Short problem: Pick out all lines of the entries that include the word "Tailwind" and copy them.

Dataset content:
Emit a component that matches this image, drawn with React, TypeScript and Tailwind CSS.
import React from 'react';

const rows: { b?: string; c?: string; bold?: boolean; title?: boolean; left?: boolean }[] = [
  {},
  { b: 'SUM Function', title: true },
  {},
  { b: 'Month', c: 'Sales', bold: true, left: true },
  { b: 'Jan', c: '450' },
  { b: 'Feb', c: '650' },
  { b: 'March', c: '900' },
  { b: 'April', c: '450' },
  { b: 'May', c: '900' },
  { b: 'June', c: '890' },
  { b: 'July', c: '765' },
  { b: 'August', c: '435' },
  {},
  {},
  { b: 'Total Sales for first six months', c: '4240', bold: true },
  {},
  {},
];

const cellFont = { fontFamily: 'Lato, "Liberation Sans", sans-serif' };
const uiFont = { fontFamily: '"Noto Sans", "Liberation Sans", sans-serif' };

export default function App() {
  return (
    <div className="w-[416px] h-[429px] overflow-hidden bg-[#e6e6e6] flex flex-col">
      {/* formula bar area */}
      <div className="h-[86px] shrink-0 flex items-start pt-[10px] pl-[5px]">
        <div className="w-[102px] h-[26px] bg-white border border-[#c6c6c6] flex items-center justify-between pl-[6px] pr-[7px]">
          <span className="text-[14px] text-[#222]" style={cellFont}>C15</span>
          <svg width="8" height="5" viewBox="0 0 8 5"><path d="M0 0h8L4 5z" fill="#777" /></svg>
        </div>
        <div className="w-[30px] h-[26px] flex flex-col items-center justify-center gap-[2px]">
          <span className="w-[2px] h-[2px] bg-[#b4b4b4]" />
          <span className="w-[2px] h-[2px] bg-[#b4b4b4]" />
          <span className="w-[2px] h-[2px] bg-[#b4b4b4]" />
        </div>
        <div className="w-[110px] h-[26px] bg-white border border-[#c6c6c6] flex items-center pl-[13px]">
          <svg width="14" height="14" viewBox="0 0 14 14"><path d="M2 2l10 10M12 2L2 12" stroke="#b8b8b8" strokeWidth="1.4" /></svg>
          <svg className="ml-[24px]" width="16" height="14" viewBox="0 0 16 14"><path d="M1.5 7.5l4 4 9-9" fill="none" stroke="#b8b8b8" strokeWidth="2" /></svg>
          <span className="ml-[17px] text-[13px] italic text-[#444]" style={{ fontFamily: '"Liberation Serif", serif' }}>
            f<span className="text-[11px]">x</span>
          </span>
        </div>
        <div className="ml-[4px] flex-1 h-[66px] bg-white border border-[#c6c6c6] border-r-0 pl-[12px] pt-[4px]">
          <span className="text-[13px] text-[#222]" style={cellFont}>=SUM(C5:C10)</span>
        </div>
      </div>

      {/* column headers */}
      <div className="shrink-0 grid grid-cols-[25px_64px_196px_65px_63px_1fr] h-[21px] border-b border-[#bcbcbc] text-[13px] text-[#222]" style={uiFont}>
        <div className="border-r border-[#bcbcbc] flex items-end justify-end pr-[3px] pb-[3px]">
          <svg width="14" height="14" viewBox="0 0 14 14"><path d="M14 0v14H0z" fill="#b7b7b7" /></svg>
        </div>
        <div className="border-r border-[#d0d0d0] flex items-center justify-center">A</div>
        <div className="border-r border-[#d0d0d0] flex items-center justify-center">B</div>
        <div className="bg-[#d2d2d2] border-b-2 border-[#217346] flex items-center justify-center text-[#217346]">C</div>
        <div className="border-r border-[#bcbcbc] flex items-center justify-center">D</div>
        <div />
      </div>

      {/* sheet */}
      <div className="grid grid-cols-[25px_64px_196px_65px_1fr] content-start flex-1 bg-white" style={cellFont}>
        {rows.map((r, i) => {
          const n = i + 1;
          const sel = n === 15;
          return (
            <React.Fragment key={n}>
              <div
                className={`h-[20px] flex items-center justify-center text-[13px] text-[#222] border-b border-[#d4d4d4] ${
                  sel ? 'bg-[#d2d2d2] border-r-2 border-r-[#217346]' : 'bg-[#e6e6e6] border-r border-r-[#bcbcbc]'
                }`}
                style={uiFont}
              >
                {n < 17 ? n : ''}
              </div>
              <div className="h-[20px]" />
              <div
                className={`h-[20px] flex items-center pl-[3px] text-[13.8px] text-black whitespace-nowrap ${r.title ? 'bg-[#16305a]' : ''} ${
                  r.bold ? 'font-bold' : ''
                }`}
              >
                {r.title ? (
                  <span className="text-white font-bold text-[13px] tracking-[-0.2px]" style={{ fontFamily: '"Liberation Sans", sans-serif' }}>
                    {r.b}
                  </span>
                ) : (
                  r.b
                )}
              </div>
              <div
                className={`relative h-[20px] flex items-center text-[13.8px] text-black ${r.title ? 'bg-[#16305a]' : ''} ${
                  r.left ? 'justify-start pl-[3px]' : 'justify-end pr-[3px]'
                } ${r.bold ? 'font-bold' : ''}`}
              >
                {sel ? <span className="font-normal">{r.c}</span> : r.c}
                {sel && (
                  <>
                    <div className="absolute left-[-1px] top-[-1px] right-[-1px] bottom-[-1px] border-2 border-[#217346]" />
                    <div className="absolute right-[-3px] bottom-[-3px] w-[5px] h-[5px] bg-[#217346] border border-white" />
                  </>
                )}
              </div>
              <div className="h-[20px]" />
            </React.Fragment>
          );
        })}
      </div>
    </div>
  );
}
---
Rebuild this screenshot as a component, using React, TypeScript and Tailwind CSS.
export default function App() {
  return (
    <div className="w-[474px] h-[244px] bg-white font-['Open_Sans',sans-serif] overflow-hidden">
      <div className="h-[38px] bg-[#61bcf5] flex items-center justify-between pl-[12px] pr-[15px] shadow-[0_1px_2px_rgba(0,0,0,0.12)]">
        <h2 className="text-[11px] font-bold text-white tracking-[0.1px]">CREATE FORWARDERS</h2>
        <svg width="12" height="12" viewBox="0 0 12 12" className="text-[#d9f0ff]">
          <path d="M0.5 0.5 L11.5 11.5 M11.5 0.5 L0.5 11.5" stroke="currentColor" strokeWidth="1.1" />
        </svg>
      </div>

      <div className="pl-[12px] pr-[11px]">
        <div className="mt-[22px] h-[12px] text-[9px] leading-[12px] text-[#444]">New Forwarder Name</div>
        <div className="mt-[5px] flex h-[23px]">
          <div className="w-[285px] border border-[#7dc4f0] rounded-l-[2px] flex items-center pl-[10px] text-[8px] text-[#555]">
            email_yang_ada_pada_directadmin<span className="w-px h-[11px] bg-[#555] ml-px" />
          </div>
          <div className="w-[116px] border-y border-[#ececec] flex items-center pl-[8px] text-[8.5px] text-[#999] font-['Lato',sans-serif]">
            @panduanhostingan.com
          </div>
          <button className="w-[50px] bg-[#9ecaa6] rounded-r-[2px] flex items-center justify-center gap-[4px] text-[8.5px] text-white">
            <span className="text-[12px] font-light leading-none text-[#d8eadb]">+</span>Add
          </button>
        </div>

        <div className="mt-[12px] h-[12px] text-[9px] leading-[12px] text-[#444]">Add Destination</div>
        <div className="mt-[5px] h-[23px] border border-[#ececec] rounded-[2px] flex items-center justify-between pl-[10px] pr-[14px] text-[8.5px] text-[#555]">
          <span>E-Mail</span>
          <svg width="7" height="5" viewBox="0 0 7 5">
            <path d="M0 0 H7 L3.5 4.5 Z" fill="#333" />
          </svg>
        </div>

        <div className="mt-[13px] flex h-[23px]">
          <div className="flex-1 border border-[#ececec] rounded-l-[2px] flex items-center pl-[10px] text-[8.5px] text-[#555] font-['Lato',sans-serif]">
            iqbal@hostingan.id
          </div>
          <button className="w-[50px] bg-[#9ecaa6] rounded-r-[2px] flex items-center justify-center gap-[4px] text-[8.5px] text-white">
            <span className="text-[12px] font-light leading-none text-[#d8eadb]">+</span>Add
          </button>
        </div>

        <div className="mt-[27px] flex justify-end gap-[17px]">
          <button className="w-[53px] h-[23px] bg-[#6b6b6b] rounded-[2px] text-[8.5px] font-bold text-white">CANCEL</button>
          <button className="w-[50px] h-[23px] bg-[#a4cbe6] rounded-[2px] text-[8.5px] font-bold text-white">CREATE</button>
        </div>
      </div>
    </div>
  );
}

Task result:
Emit a component that matches this image, drawn with React, TypeScript and Tailwind CSS.
Rebuild this screenshot as a component, using React, TypeScript and Tailwind CSS.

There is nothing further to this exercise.